Tananarive Due - Patient Null
Der zehnjährige Jay lebt bereits seit mehreren Jahren in einem Quarantänezimmer. Tatsächlich darf er sein Krankenzimmer nicht verlassen. Wenn ihn jemand besuchen kommt, in der regel Pfleger und Ärzte, tragen diese seltsame Anzüge. Je länger er in diesem Zimmer liegen muss, desto spärlicher wird die Zahl der Besucher. Und das nicht etwa, weil er vor der Umwelt geschützt werden soll, sondern die Umwelt vor ihm. Mit der Zeit greift der apokalyptische Zerfall der Welt weiter um sich und verschont das Forschungslabor mit Jay nicht. Sein Tutor beginnt heimlich Überlebenstechniken und die Codes zum Verlassen des Gebäudes Jay beizubringen. Einfach, um ihn draussen eine Überlebenschance zu bieten. Die Handlung ist ziemlich einfach. Mittels Tagebucheinträge hält Jay seine Erlebnisse und Eindrücke fest. Er beobachtet kleine, aber signifikante Veränderungen bei den Menschen um ihn herum. Dadurch setzt sich das Bild aus Gegenwart und Vergangenheit langsam zusammen. Für die Leser eröffnet sich hier ein Bild des schleichenden Verfalls. Nur anhand von Tagebucheinträgen erfährt der Leser, wie es um Jay und um die Welt steht. Scheinbar ist er als Patient Null der einzige Mensch, der sich infizierte und davon genas.
Richard Kadrey - Across the Dark Water
Es ist eine brutale, dreckige und sehr surreale Welt mit Untoten, bizarrer Technologie und Bio-Engineering. Eine pandemischen Postapokalypse mit all ihren Schrecken. Die Charaktere sind buchstäblich "der Dieb" und "der Führer". In ihrem Ziel, die Stadt die man unter Quarantäne stellte zu verlassen, sind sie ständig in Bewegung und weniger ein Teil der Gesellschaft. Letztere bleibt etwas diffus, Teile der Erzählung werden lebendig und doch sind sie nur Bruchteile und ergeben keinen ganzen Hintergrund. Zusammengefasst kann man sagen, es ist eine tödliche Krankheit dieeinen Grossteil der Menschheit vernichtete. Die Handlung ist eher Standard und existiert hauptsächlich als Strasse, auf der der Autor seine Standbilder aufbaut und wie erwartet, am Ende die berühmte Kurve kriegt.

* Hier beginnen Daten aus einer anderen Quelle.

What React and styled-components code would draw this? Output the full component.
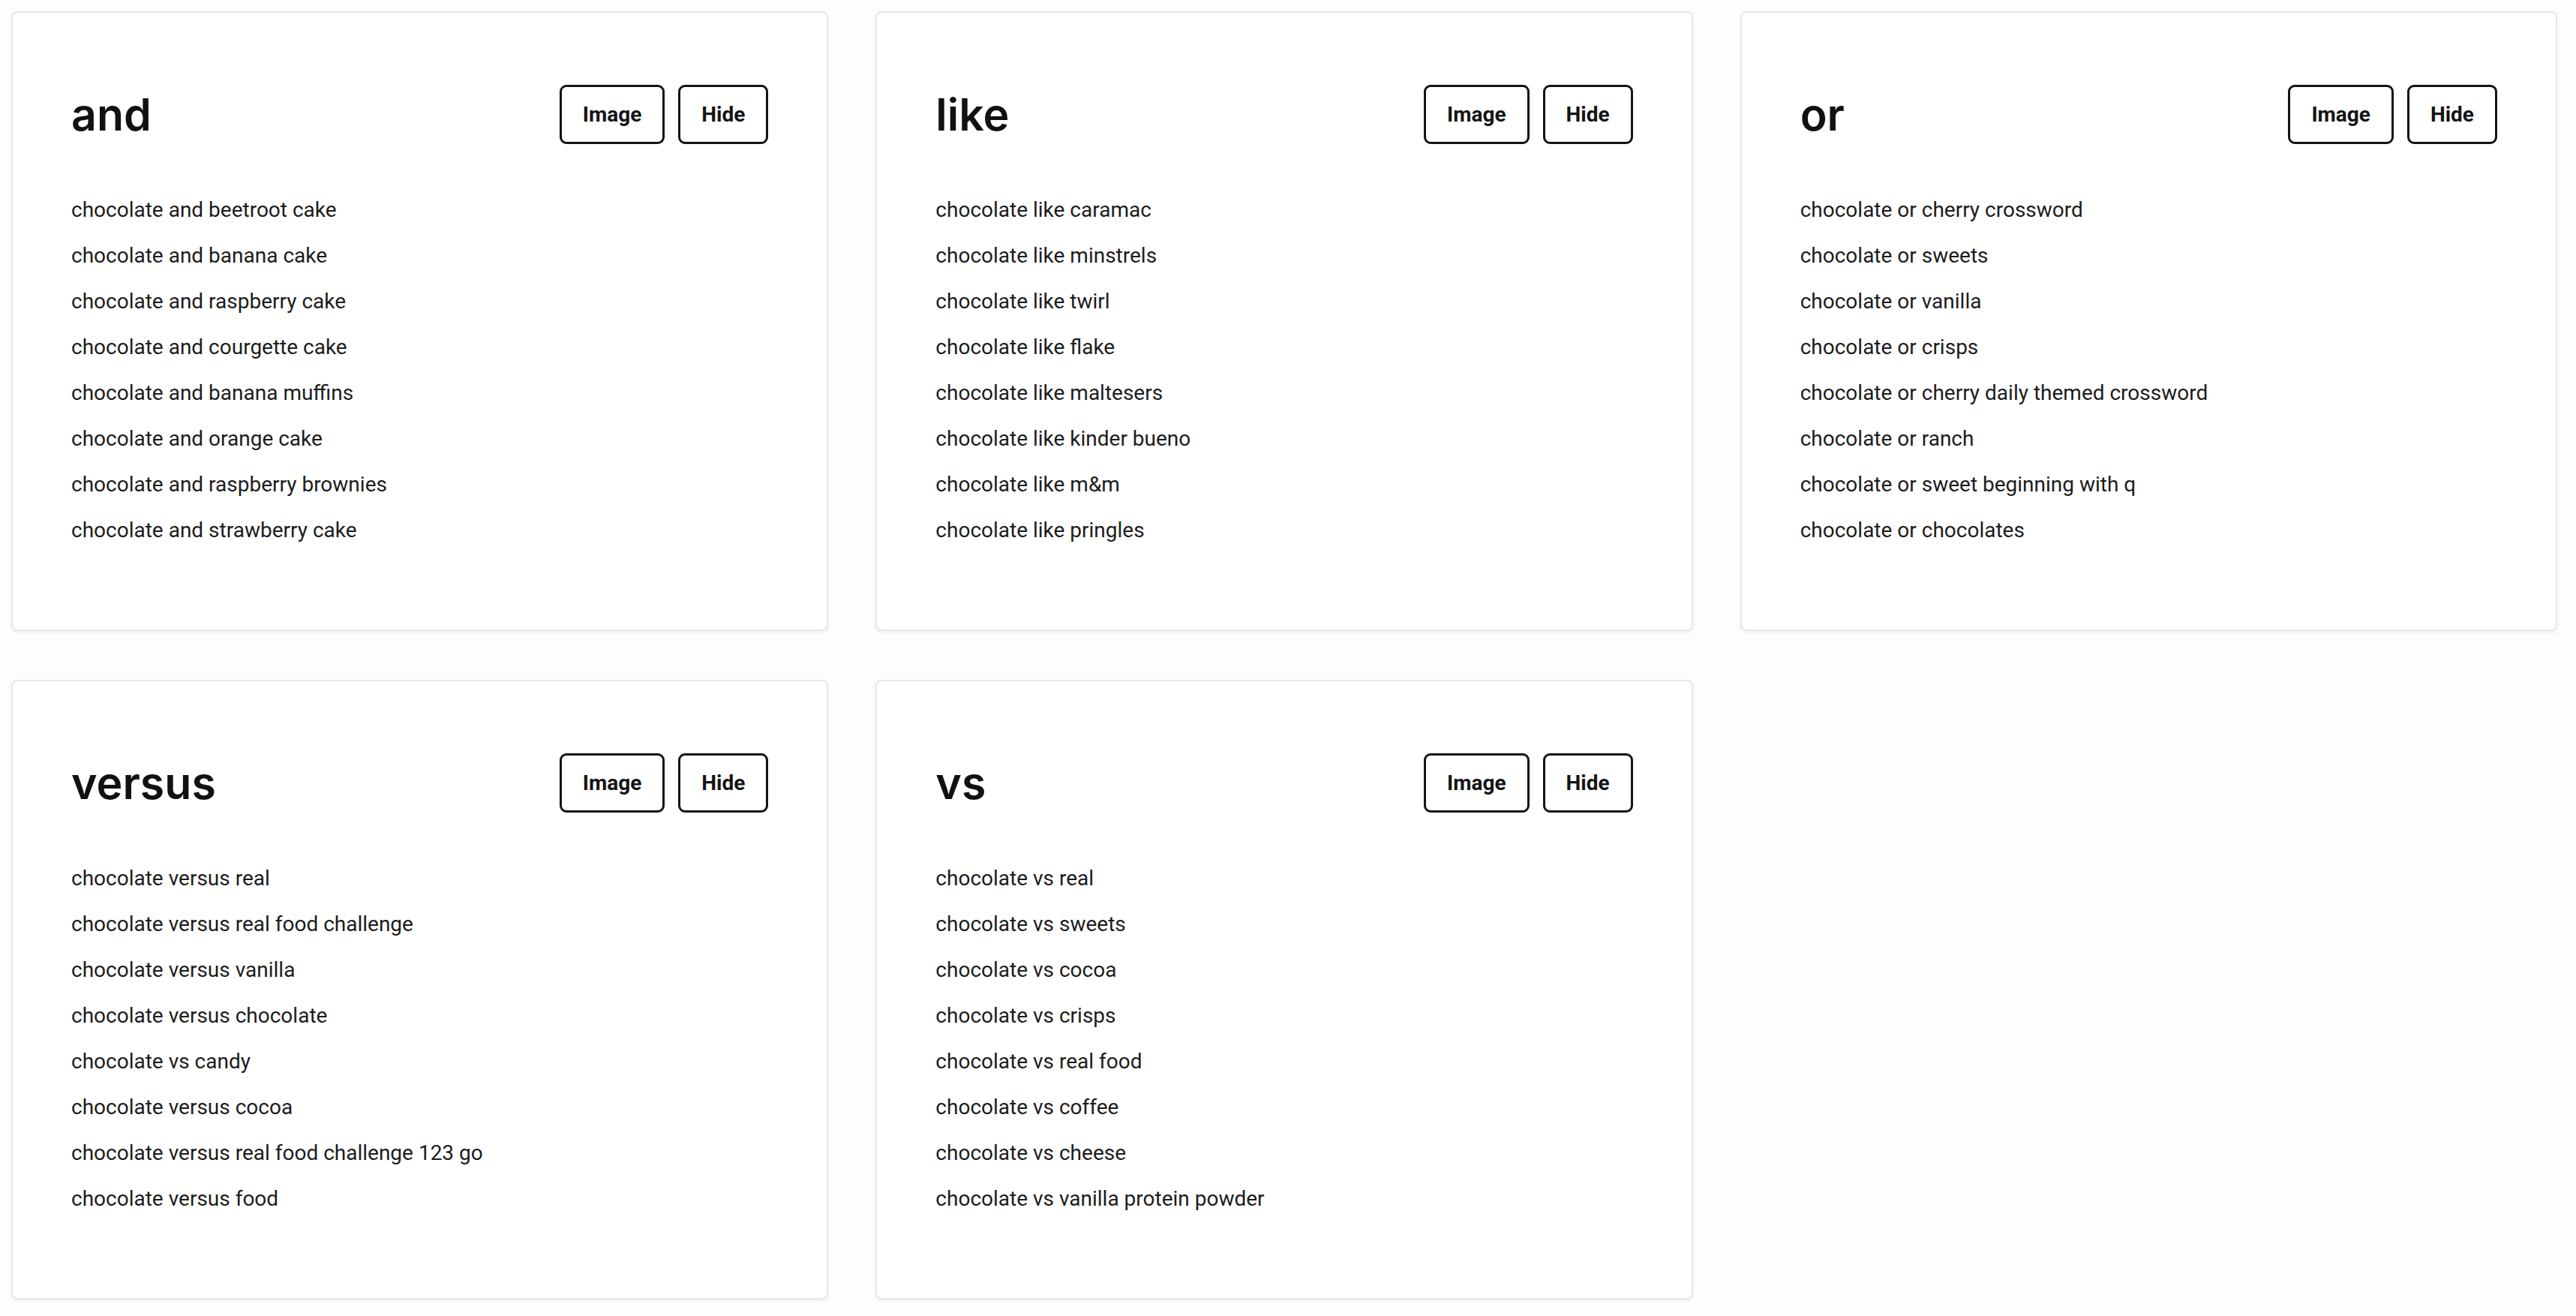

Zusammengefasst Ganz allgemein sei hier gesagt, dass sich die Geschichten weder in die Science Fiction abheben, noch in die Fantasy abgleiten oder in andere Genres wie den Arztroman bewegen. Sie bleiben, egal welchen Alters bodenständig in der Zeit verwurzelt, in der sie geschrieben wurden. Allein dadurch wirkt der Band wie ein Gang durch die Geschichte. Aber es ist auch eine Sammlung von Geschichten, die mit schwarzen Humor ausgestattet ist. Joachim Körber ist gleichzeitig der Übersetzer, Herausgeber und Verleger dieses kleinen Corona-Weltuntergangs-Lesebuchs. Es beginnt mit einem Gedicht von 1782 und endet im Jahre 2021. Ein Bogen über Jahrhunderte mit dem immer gleichen menschenerschreckenden Thema eine allumfassenden Seuche. Das Ziel der Autoren, die Auslöschung der Menschheit, und dies möglichst unterhaltsam, in einer Kurzgeschichte.